- Govt is preparing to double down on the pain with a belt-tightening budget of tax hikes.
- Pakistani rupee has fallen around 14% since May to reach a historic low.
- Officials have put a brave face on the situation, saying that the impact on the poorest will be softened by welfare cushions.
ISLAMABAD: When Pakistan’s annual inflation rate hit 11.5% in November, the statistics office put a number on a phenomenon that was already painfully clear to the poor and the salaried middle-class voters who carried Prime Minister Imran Khan to power three years ago.
Now the government is preparing to double down on the pain with a belt-tightening budget of tax hikes and spending cuts required to release a $1 billion tranche of International Monetary Fund (IMF) bailout cash.
“I never thought it would become so difficult to survive,” said Sibte Hasan, a 43-year-old construction supervisor from Pakistan’s second-biggest city Lahore.
As consumer price inflation has accelerated into double digits, with staples like flour, sugar, oil and rice doubling in price over recent months, the Pakistani rupee has fallen around 14% since May to reach a historic low.
The government officials are expected to release official figures this week when it presents a special supplementary budget to cabinet.
But already it is clear that a raft of sales tax exemptions will be scrapped and new levies will be raised on fuel as well as some imported goods.
The IMF agreed last month to revive a stalled $6 billion funding programme launched in 2019 but demanded further fiscal measures as part of a broader structural reforms package covering areas from the power sector debt to corporate governance, climate change and trade policy.
Last month the central bank also tightened the screws, raising its key interest rate by 150 basis points to 8.75% to try to stem surging inflation, a slide in the Pakistani rupee and a current account deficit that has widened to $5.2 billion (July-Oct), and trade deficit to $20.59 billion (July-Nov).
The government officials have put a brave face on the situation, saying that the impact on the poorest will be softened by welfare cushions and pointing to progress in addressing Pakistan’s chronic tax collection problem.
“Prudent fiscal reforms have helped in improving the tax-to-GDP ratio and improving revenue generation,” Finance Adviser Shaukat Tarin told a conference last week.
The government has also had some relief from the immediate pressure on public finances with a $3 billion loan from Saudi Arabia that arrived this month.
However, whether the fiscal measures will be enough to stabilise public finances sufficiently to allow the government to address Pakistan’s underlying economic problems remains unclear.

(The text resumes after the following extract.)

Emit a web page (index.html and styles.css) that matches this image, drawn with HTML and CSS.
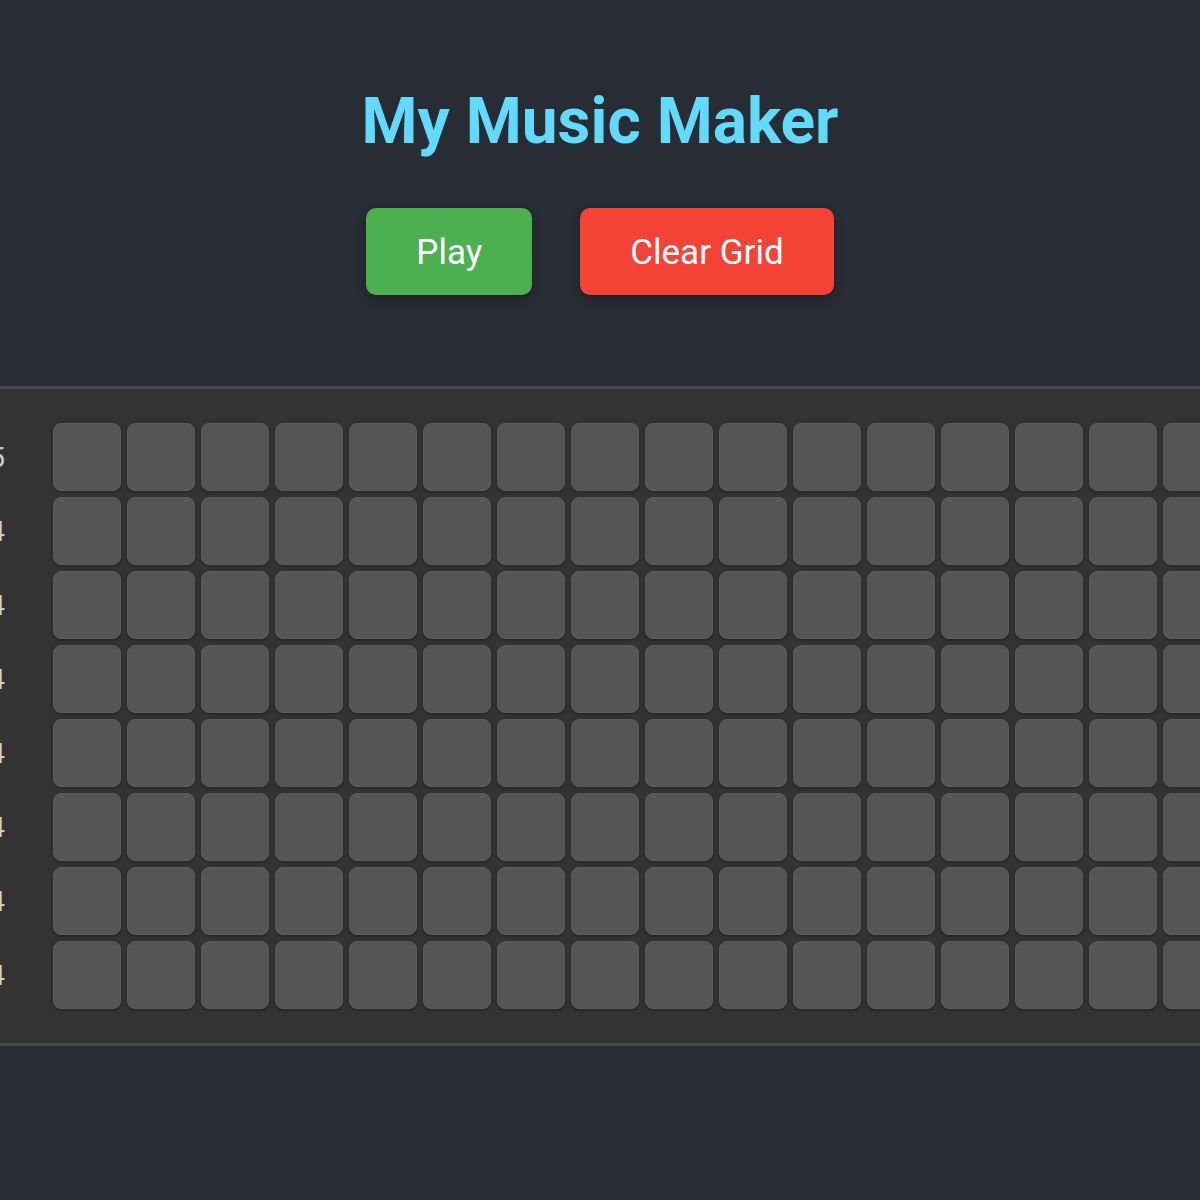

While consumers have faced higher household bills, the impact has also been felt in the business sector through high energy prices and raw materials costs as well as the recent sharp rise in interest rates.
“Our production is falling rapidly,” said textile mill owner
Sheikh Muhammad Akbar. “My unit is not generating its targeted production because of expensive raw materials and high production costs,” he told Reuters.
Pakistan’s debt-bound economy has long been hobbled by problems ranging from a wasteful and inefficient power sector to weak tax collection, poor productivity and minimal value added exports.
But loose monetary policy and an over valued exchange rate papered over some of the problems, helping the economy rebound from the coronavirus slowdown to grow 3.9% last year, even while the fiscal and current account deficits widened, threatening the stability of public finances.